Instructions to follow.
Find the lines that contain the word "index" and copy each one.

Stored data
= = =

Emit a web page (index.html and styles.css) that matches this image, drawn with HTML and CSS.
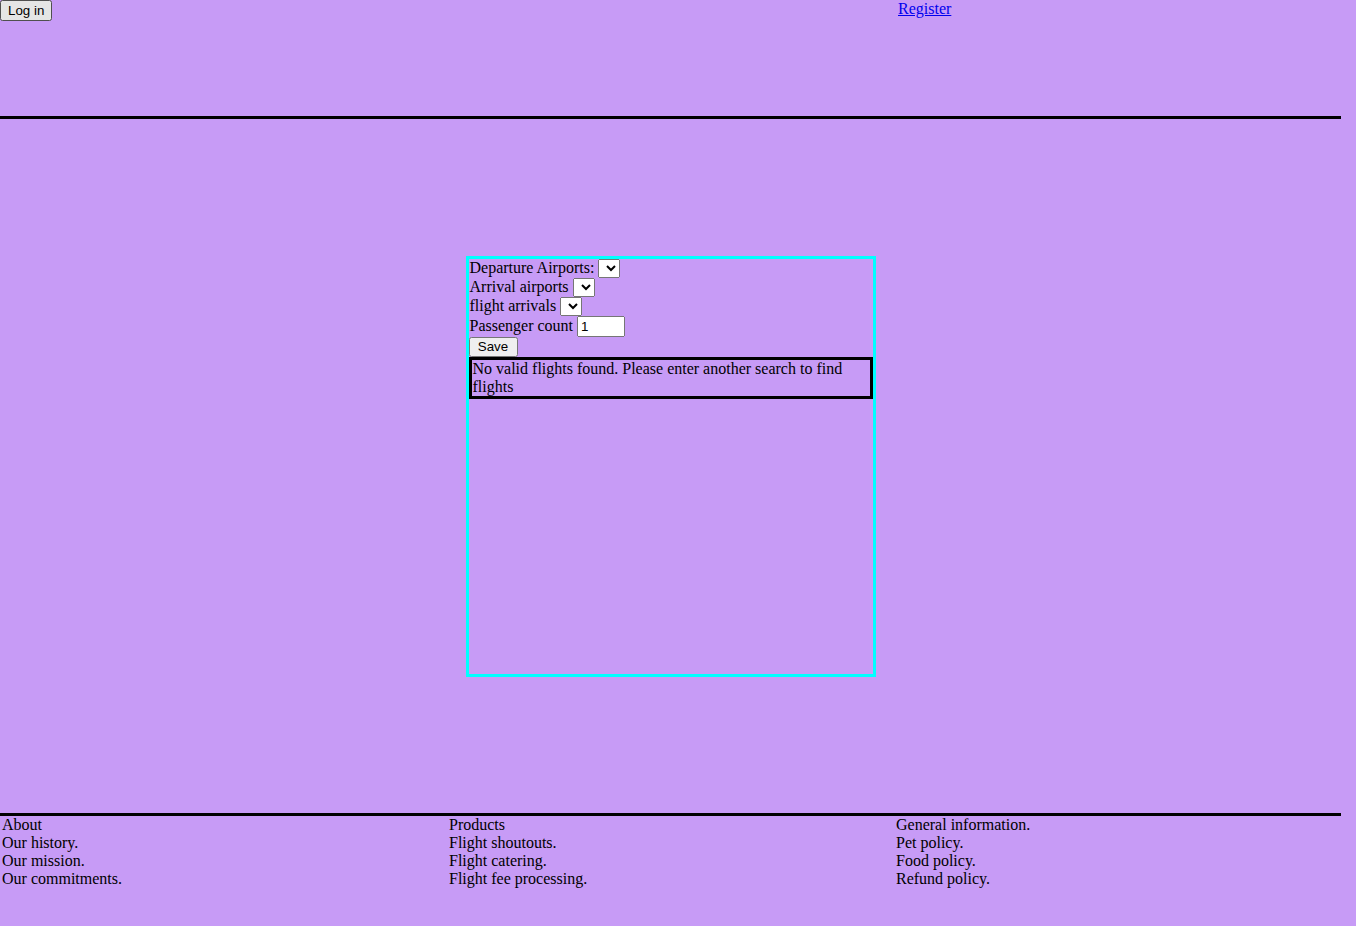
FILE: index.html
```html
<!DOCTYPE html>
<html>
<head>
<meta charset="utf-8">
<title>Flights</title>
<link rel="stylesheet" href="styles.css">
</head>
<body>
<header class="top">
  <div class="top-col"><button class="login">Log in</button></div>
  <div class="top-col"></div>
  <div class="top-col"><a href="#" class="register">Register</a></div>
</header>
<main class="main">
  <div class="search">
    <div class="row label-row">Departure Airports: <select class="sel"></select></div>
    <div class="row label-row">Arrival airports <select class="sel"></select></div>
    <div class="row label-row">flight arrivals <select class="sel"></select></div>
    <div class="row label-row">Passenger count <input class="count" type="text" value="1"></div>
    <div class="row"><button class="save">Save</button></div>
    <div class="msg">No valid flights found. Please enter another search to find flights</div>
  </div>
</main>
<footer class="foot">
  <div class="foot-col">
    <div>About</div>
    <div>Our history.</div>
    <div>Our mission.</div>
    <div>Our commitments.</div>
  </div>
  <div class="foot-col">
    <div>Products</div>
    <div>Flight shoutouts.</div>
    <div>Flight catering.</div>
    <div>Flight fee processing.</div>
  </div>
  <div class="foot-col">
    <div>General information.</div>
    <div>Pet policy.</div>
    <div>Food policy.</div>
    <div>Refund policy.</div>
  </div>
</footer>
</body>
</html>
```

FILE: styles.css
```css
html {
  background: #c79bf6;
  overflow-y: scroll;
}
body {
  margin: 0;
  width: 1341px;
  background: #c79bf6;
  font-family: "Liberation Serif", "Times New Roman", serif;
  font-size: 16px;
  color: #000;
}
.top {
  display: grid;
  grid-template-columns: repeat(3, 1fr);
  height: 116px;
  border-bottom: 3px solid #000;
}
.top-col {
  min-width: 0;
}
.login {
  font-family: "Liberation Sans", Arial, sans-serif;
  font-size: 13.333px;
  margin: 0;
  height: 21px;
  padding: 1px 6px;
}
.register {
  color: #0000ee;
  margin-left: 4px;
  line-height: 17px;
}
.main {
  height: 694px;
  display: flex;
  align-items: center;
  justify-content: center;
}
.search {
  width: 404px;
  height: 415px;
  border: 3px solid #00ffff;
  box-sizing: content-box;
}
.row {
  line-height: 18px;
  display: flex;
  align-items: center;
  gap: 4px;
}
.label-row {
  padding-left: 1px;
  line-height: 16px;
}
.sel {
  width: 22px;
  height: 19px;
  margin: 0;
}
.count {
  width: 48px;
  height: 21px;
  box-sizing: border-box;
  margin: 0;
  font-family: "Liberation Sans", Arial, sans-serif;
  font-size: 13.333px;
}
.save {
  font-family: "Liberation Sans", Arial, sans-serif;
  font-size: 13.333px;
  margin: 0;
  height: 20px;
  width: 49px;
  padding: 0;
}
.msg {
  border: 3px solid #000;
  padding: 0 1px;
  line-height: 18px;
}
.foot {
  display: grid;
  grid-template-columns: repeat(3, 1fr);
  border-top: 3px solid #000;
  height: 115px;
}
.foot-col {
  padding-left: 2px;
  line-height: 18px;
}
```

= = =

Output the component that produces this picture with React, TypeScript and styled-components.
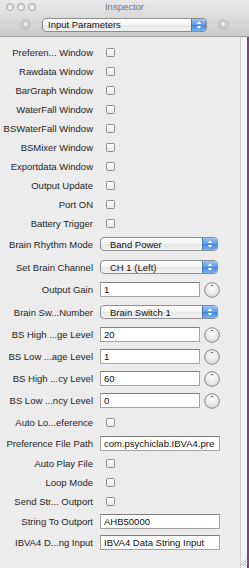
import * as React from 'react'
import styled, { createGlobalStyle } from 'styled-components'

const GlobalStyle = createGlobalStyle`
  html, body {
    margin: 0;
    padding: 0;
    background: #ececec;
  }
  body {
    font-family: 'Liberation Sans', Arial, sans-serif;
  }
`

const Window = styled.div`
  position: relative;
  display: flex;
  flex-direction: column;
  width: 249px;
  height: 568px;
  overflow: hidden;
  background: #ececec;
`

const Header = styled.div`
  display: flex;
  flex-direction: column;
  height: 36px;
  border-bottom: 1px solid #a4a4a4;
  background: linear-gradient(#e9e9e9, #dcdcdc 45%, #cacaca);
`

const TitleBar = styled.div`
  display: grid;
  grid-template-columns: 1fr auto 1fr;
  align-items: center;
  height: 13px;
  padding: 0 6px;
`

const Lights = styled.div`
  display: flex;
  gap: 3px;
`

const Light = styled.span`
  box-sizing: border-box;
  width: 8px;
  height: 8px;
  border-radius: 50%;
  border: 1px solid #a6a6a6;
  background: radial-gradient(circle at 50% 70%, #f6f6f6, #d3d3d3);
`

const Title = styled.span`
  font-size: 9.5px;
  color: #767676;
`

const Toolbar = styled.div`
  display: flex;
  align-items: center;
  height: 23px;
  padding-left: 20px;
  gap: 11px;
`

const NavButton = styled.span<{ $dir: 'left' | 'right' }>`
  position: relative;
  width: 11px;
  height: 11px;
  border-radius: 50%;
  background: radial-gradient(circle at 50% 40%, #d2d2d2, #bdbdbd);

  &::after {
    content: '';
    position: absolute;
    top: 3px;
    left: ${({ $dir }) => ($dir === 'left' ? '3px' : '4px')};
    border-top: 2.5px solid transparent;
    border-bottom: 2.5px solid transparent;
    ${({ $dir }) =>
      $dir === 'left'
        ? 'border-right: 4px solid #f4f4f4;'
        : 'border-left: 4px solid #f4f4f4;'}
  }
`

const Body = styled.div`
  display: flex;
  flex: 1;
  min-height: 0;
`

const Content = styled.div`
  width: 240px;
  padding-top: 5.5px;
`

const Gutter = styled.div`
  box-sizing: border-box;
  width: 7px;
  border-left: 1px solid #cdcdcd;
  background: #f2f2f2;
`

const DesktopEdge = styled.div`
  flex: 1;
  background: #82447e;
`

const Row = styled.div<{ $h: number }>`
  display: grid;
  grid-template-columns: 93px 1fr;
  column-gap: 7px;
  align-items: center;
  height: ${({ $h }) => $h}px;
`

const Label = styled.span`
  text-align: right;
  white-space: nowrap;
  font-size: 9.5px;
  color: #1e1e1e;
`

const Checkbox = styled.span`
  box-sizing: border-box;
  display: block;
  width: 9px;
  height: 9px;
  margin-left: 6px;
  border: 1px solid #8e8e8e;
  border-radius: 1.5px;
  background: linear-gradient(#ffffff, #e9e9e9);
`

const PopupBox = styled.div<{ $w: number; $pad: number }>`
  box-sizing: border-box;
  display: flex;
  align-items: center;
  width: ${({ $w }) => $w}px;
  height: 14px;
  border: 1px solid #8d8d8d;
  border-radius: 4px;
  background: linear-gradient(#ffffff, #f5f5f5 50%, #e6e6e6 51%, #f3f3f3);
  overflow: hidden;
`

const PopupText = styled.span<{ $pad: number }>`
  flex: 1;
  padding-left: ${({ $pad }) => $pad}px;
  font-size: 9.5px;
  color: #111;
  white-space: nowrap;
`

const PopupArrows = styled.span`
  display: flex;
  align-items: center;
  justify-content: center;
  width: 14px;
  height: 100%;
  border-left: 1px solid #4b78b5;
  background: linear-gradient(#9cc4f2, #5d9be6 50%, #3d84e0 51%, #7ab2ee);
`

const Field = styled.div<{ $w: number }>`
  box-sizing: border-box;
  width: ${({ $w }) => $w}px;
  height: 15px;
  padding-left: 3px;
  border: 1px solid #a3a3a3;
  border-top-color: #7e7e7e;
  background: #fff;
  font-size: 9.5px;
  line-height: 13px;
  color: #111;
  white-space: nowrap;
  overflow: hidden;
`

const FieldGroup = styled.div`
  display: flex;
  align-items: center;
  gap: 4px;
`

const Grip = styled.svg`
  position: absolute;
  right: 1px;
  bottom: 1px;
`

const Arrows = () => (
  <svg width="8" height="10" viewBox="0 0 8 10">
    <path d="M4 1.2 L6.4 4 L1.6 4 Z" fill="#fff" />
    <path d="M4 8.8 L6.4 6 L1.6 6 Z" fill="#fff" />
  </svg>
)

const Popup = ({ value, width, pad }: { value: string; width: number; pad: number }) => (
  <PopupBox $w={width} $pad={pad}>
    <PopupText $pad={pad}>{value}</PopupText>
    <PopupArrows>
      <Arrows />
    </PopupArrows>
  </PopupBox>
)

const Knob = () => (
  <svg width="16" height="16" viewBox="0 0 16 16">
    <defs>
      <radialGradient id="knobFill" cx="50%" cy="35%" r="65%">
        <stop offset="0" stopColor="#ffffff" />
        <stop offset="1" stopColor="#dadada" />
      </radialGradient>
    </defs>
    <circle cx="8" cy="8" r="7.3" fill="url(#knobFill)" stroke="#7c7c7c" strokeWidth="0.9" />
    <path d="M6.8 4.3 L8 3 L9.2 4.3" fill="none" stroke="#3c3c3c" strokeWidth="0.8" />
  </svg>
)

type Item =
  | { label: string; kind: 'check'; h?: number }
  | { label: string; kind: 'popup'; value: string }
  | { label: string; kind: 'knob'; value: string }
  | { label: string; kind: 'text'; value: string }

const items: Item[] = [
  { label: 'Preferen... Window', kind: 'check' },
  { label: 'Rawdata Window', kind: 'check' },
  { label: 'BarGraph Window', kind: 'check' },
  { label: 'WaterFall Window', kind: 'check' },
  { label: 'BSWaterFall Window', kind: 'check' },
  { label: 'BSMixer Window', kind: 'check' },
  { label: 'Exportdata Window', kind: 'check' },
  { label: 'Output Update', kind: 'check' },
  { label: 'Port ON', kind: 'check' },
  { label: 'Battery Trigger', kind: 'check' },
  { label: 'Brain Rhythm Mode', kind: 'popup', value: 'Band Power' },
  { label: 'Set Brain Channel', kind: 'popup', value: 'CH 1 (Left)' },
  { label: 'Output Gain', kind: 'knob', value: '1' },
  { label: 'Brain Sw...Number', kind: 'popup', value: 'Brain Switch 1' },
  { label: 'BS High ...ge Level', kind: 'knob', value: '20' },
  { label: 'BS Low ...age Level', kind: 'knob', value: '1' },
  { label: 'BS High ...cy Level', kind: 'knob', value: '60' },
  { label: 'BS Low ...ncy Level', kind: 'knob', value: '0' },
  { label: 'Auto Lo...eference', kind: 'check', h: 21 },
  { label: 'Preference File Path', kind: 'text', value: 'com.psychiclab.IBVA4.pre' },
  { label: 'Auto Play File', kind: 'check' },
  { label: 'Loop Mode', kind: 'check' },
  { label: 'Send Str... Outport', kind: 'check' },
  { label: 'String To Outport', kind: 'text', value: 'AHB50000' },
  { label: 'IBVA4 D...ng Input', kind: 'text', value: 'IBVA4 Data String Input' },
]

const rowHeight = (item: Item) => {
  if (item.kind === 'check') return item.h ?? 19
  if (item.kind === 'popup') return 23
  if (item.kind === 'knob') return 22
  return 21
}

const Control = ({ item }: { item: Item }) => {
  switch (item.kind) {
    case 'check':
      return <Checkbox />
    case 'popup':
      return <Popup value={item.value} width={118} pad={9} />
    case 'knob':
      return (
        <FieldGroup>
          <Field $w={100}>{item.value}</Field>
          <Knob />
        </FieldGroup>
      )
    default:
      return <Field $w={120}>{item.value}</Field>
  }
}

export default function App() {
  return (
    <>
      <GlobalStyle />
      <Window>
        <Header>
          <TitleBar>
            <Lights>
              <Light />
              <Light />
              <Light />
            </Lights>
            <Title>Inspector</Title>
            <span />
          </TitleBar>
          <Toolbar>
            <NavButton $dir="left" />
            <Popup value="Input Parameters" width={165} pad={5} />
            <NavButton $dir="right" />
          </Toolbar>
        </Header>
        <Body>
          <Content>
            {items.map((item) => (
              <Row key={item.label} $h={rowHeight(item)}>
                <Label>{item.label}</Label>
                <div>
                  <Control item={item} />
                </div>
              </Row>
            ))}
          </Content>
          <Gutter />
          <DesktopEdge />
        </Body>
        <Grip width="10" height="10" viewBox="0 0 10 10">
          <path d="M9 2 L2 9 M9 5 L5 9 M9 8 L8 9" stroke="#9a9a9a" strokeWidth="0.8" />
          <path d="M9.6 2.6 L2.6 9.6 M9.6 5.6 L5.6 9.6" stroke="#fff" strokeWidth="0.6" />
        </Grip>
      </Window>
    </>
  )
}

= = =

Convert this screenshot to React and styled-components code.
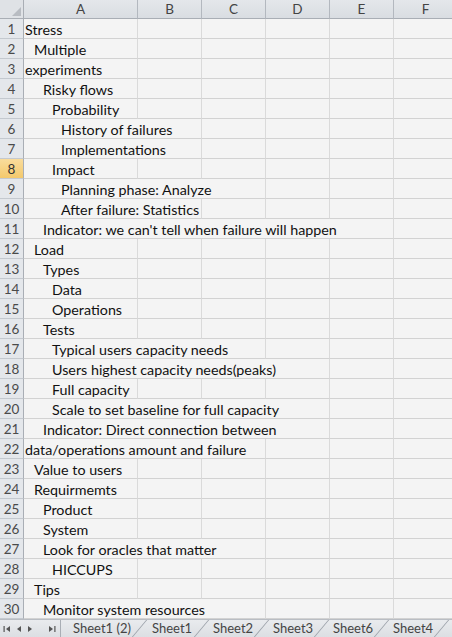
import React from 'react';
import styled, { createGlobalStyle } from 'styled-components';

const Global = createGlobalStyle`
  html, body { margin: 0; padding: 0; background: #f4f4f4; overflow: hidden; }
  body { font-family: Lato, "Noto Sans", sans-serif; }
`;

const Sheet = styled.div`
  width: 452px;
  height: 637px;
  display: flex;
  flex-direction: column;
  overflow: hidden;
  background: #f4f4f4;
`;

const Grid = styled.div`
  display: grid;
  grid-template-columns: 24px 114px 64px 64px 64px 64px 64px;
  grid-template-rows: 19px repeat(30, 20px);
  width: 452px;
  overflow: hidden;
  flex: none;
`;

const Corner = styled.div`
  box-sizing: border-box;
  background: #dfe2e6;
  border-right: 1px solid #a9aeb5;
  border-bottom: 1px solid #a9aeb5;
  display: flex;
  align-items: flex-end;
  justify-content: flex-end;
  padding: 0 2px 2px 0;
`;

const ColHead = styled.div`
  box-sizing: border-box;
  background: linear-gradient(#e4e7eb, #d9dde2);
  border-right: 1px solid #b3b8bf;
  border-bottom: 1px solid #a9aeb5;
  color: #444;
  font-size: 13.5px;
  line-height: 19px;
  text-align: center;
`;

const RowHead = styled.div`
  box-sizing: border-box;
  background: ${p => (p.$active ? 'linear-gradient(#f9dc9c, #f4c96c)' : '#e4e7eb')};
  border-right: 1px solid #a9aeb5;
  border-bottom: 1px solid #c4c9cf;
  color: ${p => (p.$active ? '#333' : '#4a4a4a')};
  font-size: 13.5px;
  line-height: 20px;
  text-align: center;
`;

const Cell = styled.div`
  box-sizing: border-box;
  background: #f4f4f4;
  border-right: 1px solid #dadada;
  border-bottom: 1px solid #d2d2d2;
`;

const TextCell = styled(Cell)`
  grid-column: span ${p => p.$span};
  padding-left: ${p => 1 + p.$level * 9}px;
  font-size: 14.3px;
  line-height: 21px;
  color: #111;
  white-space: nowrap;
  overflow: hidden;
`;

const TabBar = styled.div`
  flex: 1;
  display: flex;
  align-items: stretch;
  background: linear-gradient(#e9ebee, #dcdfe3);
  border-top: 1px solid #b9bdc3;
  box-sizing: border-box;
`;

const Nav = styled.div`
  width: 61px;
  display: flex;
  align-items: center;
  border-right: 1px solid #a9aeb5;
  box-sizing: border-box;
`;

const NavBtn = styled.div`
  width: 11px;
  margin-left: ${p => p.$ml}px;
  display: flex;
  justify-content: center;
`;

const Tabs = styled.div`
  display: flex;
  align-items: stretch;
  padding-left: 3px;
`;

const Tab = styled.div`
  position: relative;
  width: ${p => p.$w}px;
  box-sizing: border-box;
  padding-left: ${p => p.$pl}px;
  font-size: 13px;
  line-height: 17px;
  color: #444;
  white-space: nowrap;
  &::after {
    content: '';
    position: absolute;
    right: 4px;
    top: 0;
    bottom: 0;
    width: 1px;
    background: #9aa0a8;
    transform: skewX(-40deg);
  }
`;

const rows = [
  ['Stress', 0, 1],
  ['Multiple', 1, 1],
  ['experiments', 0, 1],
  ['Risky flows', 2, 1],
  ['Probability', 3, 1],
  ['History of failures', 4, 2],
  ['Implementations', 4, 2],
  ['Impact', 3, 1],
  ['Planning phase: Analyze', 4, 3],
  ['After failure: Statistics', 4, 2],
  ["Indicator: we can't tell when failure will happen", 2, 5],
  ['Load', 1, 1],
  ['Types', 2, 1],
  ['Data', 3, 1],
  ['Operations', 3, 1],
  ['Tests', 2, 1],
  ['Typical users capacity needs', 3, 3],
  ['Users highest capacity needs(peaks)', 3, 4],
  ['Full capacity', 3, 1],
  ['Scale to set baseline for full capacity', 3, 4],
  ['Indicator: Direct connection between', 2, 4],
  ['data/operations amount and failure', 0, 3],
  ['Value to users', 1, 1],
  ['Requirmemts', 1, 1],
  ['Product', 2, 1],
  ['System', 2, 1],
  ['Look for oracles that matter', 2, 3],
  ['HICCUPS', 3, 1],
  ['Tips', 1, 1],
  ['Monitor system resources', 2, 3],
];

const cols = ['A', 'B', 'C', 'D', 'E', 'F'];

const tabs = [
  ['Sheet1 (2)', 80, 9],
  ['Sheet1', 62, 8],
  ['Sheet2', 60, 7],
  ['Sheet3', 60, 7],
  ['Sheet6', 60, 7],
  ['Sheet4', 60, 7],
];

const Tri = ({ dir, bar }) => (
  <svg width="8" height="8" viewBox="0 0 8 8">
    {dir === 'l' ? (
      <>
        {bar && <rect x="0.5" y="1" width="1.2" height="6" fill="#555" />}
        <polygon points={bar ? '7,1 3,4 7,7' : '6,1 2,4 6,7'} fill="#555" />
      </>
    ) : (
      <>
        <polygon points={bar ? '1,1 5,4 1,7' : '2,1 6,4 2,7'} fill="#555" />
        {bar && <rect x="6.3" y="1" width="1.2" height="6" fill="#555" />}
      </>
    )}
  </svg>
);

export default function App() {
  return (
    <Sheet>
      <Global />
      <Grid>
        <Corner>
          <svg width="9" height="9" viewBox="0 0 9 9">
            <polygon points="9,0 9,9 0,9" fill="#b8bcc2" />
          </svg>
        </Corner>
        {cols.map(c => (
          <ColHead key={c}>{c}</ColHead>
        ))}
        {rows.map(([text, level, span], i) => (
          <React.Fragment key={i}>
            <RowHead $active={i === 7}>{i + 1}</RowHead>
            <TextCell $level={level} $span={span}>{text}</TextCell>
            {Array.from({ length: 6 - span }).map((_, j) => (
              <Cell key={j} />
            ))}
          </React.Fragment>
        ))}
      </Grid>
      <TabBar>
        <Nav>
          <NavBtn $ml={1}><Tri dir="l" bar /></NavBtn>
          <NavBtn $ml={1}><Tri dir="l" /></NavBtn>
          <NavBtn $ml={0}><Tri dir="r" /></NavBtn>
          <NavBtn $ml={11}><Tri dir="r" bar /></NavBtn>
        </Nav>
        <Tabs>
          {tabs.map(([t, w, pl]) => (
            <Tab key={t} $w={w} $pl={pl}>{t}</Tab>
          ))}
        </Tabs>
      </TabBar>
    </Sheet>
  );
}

= = =

Exercise response.
Emit a web page (index.html and styles.css) that matches this image, drawn with HTML and CSS.
FILE: index.html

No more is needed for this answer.